Give a face to your brand and start telling your story with a character that is relatable and instantly connects to your customers.

Tell me about you!

That’s it!

I’m taking another break because it has been intense hours. The last thing I’m doing now is removing all these links in the footer so only the copyright message can be seen.

I also wanted to change the size of the text placed on the call-to-action button („Tell me about you!“) but somehow changing the CSS was not that easy. John should fix that himself and make the text much larger. It’s the call to action, after all.

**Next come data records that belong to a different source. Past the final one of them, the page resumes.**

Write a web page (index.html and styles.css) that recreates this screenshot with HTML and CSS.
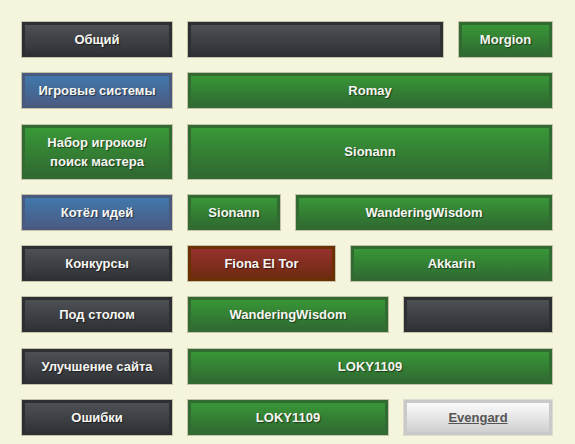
FILE: index.html
```html
<!DOCTYPE html>
<html lang="ru">
<head>
<meta charset="utf-8">
<title>Форум</title>
<link rel="stylesheet" href="styles.css">
</head>
<body>
<div class="board">
  <div class="row">
    <div class="btn dark side">Общий</div>
    <div class="btn dark w257"></div>
    <div class="btn green fill">Morgion</div>
  </div>
  <div class="row">
    <div class="btn blue side">Игровые системы</div>
    <div class="btn green fill">Romay</div>
  </div>
  <div class="row tall">
    <div class="btn green side">Набор игроков/<br>поиск мастера</div>
    <div class="btn green fill">Sionann</div>
  </div>
  <div class="row">
    <div class="btn blue side">Котёл идей</div>
    <div class="btn green w94">Sionann</div>
    <div class="btn green fill">WanderingWisdom</div>
  </div>
  <div class="row">
    <div class="btn dark side">Конкурсы</div>
    <div class="btn red w149">Fiona El Tor</div>
    <div class="btn green fill">Akkarin</div>
  </div>
  <div class="row">
    <div class="btn dark side">Под столом</div>
    <div class="btn green w202">WanderingWisdom</div>
    <div class="btn dark fill"></div>
  </div>
  <div class="row">
    <div class="btn dark side">Улучшение сайта</div>
    <div class="btn green fill">LOKY1109</div>
  </div>
  <div class="row">
    <div class="btn dark side">Ошибки</div>
    <div class="btn green w202">LOKY1109</div>
    <div class="btn light fill"><a href="#" class="link">Evengard</a></div>
  </div>
</div>
</body>
</html>
```

FILE: styles.css
```css
html, body {
  margin: 0;
  padding: 0;
  background: #f5f4dc;
}
body {
  padding: 21px 22px 0 21px;
  font-family: "Liberation Sans", Arial, sans-serif;
}
.board {
  width: 532px;
  display: flex;
  flex-direction: column;
  gap: 14.3px;
}
.row {
  display: flex;
  gap: 14px;
  height: 37px;
}
.row.tall {
  height: 56px;
}
.btn {
  box-sizing: border-box;
  border: 1px solid #c4c2a8;
  display: flex;
  align-items: center;
  justify-content: center;
  text-align: center;
  color: #f6f6f2;
  font-weight: bold;
  font-size: 13px;
  line-height: 19px;
  text-shadow: 1px 1px 1px rgba(0, 0, 0, 0.5);
  box-shadow: inset 0 0 0 3px var(--frame);
  background: linear-gradient(to bottom, var(--top), var(--bot));
}
.side { width: 152px; flex: none; }
.fill { flex: 1; }
.w257 { width: 257px; flex: none; }
.w94 { width: 94px; flex: none; }
.w149 { width: 149px; flex: none; }
.w202 { width: 202px; flex: none; }

.dark {
  --frame: #2d2f33;
  --top: #505357;
  --bot: #2d2f33;
}
.green {
  --frame: #316b31;
  --top: #399b37;
  --bot: #2f6631;
}
.blue {
  --frame: #4a5a7f;
  --top: #3f7bb0;
  --bot: #4b5980;
}
.red {
  --frame: #6a3002;
  --top: #9a3232;
  --bot: #6a2a0c;
}
.light {
  --frame: #c9c9c9;
  --top: #ffffff;
  --bot: #cbcbcb;
  border-color: #dedcd0;
}
.link {
  color: #555;
  text-decoration: underline;
  text-shadow: none;
}
```
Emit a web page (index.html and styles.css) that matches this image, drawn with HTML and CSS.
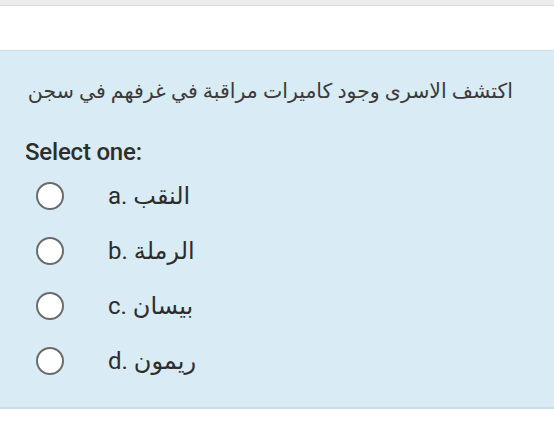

In the footer with the copyright I also changed the CSS a bit to give it more padding and a different color:

.footer_copyright_cont { background-color: #011126; color: #aaa; padding: 10px; }

And that was it.

Conclusion

I wonder whether I receive good enough value from John. Certainly, he walked me through his process but did I get something that I could apply myself?

I’m also a bit puzzled whether to see the analysis as a client wanting to hire him or a stage 3 reader wanting to learn what he’s doing.

As a client, I got a good insight into his mind, work attitude and approach.

As a reader, I got curious but the „Hire me“ button was not the right call to action for me. I’d like to see more free value from him. For now, I didn’t move up to stage 4 but became comfortable at where I was before (stage 3).

My wish list as a reader: Give me a guide, even a how-to video on how I can exactly make a character according to your process. Give me that value for free and I’m sure that this will make a big impact my stage in the buyer’s journey.

Thanks for reading, I appreciate your attention.